> **Your instructions**
In the entries below, count every line containing "index". Return the number and nothing else.

> **Data records**
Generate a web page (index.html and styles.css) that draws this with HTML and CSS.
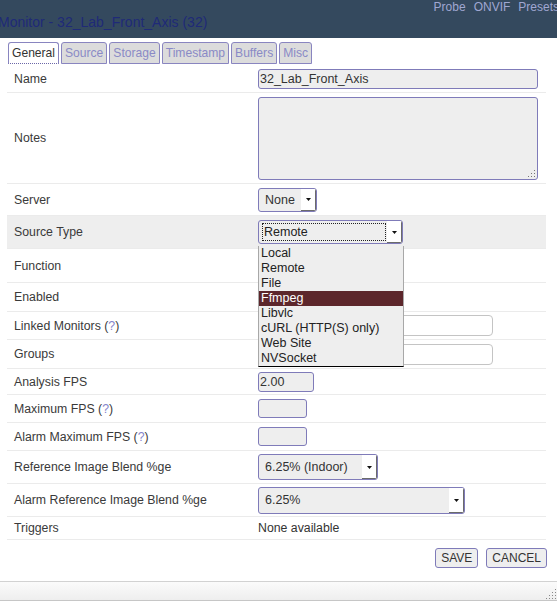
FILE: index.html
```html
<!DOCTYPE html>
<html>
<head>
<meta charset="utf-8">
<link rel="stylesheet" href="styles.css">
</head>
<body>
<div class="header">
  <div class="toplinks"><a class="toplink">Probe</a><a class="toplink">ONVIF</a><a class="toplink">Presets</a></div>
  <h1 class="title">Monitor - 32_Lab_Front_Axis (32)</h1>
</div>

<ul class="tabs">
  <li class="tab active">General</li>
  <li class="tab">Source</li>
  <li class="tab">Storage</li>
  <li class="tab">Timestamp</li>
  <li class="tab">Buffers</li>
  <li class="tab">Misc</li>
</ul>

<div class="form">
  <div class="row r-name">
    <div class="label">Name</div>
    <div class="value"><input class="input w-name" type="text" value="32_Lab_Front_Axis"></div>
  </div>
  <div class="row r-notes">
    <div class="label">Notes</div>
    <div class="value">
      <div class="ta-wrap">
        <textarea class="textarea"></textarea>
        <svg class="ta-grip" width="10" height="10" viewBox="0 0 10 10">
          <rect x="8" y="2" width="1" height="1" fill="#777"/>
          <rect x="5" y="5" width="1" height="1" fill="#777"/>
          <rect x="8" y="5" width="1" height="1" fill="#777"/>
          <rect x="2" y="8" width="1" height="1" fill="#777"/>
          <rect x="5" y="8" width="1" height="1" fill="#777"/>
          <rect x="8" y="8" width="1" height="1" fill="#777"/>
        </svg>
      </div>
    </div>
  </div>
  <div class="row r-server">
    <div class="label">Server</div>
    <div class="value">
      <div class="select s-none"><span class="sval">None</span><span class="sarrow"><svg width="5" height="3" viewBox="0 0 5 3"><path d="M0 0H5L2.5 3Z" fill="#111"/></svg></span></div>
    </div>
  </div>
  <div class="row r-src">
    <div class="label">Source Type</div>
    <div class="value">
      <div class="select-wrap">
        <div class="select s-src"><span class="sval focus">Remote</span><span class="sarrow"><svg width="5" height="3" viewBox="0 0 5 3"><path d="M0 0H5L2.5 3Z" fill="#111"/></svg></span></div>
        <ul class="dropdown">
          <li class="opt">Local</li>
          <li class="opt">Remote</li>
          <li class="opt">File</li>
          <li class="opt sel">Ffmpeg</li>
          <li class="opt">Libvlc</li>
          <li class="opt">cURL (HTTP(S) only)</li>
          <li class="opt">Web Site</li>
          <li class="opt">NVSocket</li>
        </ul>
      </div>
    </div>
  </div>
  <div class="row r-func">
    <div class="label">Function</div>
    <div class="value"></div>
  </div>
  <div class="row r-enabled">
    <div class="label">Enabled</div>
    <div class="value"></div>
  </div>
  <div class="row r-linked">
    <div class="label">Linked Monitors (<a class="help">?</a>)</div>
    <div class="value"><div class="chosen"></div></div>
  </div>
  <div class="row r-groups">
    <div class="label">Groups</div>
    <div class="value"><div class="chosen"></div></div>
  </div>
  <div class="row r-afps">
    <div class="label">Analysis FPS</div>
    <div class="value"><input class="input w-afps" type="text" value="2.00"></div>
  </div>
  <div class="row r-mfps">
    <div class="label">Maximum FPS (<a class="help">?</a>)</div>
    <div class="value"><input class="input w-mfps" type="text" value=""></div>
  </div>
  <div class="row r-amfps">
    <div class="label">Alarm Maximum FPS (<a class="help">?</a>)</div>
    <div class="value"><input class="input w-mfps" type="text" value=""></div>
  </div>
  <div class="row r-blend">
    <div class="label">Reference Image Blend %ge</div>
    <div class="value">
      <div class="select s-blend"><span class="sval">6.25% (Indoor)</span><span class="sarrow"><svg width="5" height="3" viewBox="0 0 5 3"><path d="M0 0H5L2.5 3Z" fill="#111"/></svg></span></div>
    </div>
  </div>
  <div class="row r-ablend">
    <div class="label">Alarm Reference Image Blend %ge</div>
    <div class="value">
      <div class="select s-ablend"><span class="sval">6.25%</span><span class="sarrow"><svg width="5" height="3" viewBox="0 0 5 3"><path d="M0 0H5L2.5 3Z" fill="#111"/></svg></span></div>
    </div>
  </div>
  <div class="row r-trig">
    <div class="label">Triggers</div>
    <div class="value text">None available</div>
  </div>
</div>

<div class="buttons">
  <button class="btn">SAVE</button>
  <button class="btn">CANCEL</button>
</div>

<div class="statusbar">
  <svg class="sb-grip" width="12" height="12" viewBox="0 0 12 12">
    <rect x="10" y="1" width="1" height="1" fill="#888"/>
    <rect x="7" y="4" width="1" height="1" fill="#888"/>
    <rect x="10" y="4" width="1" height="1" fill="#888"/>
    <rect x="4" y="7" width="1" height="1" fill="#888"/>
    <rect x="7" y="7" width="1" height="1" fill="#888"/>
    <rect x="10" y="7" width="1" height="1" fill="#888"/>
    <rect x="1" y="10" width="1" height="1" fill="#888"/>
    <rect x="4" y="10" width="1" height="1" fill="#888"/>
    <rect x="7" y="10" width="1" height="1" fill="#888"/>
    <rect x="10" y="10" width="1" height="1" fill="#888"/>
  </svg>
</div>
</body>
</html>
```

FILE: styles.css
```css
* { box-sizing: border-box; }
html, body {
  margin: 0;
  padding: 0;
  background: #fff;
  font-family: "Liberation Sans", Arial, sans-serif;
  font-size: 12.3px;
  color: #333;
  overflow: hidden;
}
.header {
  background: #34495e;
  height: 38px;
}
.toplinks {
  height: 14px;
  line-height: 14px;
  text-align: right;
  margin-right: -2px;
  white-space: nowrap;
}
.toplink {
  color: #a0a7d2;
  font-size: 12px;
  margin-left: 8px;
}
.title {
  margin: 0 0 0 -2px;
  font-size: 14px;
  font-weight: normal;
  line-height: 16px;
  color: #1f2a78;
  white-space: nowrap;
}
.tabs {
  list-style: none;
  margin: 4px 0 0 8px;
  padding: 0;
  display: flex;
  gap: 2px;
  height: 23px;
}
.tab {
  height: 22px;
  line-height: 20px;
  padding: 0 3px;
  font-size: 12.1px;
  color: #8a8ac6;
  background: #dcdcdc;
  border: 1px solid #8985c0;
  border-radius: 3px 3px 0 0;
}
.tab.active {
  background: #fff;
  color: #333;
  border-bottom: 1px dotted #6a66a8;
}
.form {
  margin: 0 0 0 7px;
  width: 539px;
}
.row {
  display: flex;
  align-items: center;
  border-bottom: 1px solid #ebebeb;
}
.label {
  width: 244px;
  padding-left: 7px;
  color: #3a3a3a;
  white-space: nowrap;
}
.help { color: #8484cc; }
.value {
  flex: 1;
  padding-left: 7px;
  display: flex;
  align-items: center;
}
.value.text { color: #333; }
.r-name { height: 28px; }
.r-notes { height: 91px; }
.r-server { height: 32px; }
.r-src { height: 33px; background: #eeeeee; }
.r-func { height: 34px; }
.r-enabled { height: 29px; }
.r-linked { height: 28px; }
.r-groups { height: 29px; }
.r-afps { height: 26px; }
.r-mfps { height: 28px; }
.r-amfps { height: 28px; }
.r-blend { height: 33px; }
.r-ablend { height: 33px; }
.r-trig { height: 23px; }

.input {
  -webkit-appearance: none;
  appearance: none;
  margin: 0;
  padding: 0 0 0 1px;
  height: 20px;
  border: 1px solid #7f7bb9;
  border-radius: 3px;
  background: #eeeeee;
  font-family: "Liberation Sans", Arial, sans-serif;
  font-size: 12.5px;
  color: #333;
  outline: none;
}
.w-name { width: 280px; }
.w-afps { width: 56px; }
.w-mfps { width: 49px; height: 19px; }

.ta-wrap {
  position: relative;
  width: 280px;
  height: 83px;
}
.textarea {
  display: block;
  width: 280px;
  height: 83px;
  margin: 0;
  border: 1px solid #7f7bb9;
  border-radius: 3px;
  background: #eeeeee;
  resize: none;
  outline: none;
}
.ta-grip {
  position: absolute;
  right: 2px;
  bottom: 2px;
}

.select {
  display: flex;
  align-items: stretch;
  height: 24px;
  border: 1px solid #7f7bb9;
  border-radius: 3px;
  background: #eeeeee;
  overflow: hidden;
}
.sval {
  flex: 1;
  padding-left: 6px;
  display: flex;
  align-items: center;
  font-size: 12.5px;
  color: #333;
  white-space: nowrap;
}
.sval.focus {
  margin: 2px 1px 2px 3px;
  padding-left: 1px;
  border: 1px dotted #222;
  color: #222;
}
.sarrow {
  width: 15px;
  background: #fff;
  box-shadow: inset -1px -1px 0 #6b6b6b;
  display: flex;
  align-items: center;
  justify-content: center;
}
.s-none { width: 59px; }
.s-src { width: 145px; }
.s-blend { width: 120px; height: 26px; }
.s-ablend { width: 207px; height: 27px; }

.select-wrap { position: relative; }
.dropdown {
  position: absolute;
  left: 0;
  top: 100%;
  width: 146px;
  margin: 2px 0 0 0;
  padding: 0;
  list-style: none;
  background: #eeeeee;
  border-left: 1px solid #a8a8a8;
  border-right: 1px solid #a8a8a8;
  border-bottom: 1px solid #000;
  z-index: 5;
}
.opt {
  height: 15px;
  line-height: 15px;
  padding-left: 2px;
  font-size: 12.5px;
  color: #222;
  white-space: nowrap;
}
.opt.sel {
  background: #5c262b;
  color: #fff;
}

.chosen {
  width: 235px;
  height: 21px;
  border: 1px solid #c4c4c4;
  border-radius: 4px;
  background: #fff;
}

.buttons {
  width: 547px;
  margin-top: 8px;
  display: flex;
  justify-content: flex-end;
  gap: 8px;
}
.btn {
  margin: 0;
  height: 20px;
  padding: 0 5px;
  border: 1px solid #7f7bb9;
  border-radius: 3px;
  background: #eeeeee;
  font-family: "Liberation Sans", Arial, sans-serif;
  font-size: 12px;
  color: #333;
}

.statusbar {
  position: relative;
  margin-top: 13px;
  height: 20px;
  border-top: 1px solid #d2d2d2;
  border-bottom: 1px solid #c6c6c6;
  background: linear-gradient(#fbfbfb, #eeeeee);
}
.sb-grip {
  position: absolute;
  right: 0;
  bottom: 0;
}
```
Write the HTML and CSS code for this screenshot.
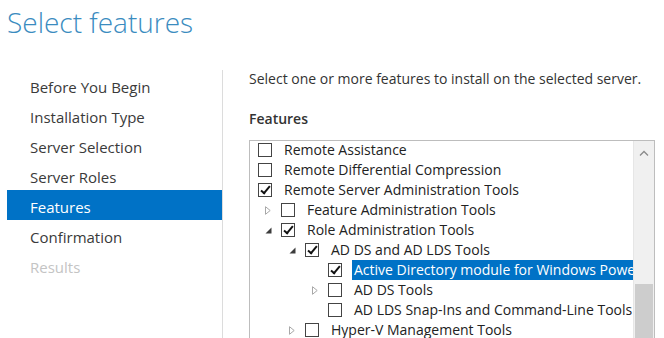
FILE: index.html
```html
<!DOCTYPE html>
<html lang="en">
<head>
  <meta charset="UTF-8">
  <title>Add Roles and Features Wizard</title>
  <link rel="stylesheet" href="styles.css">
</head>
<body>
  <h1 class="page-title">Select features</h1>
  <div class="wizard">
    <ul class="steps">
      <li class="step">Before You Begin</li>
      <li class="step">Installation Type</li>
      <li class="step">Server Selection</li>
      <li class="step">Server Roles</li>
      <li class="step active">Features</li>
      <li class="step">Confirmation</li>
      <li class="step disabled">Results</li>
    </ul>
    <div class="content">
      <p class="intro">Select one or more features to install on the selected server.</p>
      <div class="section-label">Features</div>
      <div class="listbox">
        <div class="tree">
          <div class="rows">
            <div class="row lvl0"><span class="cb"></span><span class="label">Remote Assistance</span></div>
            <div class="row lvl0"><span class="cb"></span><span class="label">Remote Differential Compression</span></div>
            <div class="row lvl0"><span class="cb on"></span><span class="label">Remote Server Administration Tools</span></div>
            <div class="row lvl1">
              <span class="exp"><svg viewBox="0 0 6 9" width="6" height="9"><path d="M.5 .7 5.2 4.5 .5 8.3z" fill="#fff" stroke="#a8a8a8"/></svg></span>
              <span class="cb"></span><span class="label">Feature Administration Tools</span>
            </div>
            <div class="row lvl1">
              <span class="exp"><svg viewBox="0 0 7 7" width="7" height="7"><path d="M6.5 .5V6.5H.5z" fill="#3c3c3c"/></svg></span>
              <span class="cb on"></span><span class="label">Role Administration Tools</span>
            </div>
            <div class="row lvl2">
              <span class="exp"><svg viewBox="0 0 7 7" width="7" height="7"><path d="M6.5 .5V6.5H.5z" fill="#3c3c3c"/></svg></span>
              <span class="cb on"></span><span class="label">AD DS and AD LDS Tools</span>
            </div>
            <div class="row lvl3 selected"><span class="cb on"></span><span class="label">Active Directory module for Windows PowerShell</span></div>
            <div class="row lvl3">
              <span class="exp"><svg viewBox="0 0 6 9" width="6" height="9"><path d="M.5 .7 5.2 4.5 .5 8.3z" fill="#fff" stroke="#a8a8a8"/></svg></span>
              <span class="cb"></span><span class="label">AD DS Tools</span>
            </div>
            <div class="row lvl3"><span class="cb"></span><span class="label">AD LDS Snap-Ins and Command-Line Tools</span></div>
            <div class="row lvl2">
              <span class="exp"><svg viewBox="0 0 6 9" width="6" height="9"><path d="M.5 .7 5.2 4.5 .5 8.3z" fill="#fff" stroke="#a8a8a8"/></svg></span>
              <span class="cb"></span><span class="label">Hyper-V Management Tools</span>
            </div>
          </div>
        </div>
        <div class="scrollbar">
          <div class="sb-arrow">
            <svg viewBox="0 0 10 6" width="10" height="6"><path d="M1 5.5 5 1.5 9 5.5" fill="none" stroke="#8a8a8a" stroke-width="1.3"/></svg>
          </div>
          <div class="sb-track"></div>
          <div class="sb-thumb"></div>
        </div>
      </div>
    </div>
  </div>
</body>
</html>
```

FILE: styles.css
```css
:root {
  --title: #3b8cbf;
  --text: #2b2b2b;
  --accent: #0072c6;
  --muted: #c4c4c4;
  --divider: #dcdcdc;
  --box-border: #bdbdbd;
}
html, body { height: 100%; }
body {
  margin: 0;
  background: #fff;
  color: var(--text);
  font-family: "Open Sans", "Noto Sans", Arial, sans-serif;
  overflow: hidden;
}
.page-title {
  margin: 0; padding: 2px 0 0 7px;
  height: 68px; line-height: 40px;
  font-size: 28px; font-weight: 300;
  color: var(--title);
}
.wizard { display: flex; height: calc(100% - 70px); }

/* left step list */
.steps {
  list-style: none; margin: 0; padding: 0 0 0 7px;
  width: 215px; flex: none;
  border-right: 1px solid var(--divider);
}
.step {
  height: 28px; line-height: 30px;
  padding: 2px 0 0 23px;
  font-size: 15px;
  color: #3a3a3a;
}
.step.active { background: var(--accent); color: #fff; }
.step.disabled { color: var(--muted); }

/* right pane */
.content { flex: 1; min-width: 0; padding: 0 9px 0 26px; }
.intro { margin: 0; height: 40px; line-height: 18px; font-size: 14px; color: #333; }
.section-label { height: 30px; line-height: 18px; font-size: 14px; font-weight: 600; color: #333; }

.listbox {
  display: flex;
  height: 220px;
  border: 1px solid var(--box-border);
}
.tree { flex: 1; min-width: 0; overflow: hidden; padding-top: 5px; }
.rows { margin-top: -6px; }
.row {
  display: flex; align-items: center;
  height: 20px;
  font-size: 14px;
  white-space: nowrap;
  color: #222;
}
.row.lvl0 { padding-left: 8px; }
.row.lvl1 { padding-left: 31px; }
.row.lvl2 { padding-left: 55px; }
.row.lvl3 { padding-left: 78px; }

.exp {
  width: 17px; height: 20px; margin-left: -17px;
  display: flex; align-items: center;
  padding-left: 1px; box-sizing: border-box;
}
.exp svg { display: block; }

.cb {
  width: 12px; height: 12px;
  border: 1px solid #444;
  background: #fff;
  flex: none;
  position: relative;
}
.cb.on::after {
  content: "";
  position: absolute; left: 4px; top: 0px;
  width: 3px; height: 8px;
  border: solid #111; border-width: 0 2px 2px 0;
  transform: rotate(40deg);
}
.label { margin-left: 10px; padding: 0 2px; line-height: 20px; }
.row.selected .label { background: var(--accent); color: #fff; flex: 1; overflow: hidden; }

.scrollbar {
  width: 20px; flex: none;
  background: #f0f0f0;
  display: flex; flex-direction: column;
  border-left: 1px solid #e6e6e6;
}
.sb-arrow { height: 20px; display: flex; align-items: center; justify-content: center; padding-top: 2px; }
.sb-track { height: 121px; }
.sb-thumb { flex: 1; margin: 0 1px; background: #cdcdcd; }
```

> **The result**
4